Despite numerous attempts since the 1930s, no methods have been found to be superior to markets when
forecasting prices. However, few people seem to believe this as they pay handsomely for advice about what to
invest in.
Some commercial organisations provide internet markets and software that to allow participants to bet by
trading contracts. For example, innovationfutures.com has operated a market to predict the percentage of US
households with an HDTV by the end of a given time period. Consultants can also set up betting markets within
firms to bet on such things as the sales growth of a new product. Some unpublished studies suggest that they can
produce accurate sales forecasts when used within companies. However, there are no empirical studies that
compare forecasts from prediction markets and with those from traditional groups or from other methods.
Delphi
The Delphi technique was developed at RAND Corporation in the 1950s to help capture the knowledge of
diverse experts while avoiding the disadvantages of traditional group meetings.
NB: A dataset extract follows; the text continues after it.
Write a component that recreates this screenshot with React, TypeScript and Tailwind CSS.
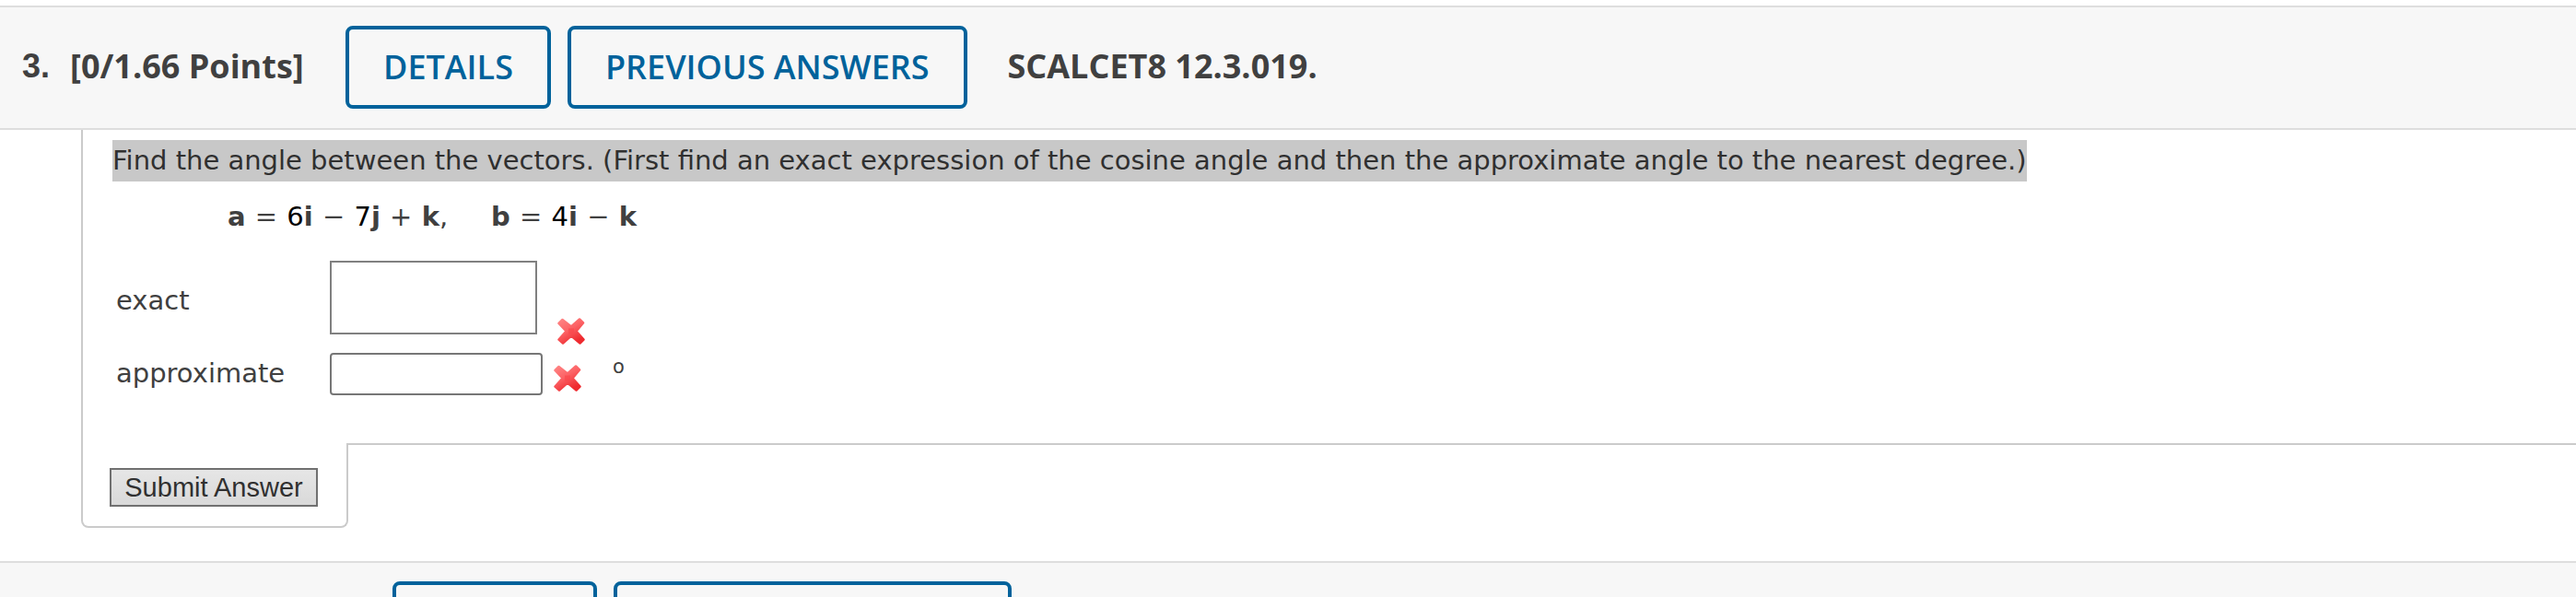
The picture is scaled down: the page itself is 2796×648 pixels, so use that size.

The latter include bullying and
time-wasting.
To forecast with Delphi the administrator should recruit between five and twenty suitable experts and poll them
for their forecasts and reasons. The administrator then provides the experts with anonymous summary statistics
on the forecasts, and experts’ reasons for their forecasts. The process is repeated until there is little change in
forecasts between rounds – two or three rounds are usually sufficient. The Delphi forecast is the median or mode
of the experts’ final forecasts. Software to guide you through the procedure is available at
forecastingprinciples.com.
Rowe and Wright (2001) provide evidence on the accuracy of Delphi forecasts. The forecasts from Delphi
groups are substantially more accurate than forecasts from unaided judgement and traditional groups, and are
somewhat more accurate than combined forecasts from unaided judgement.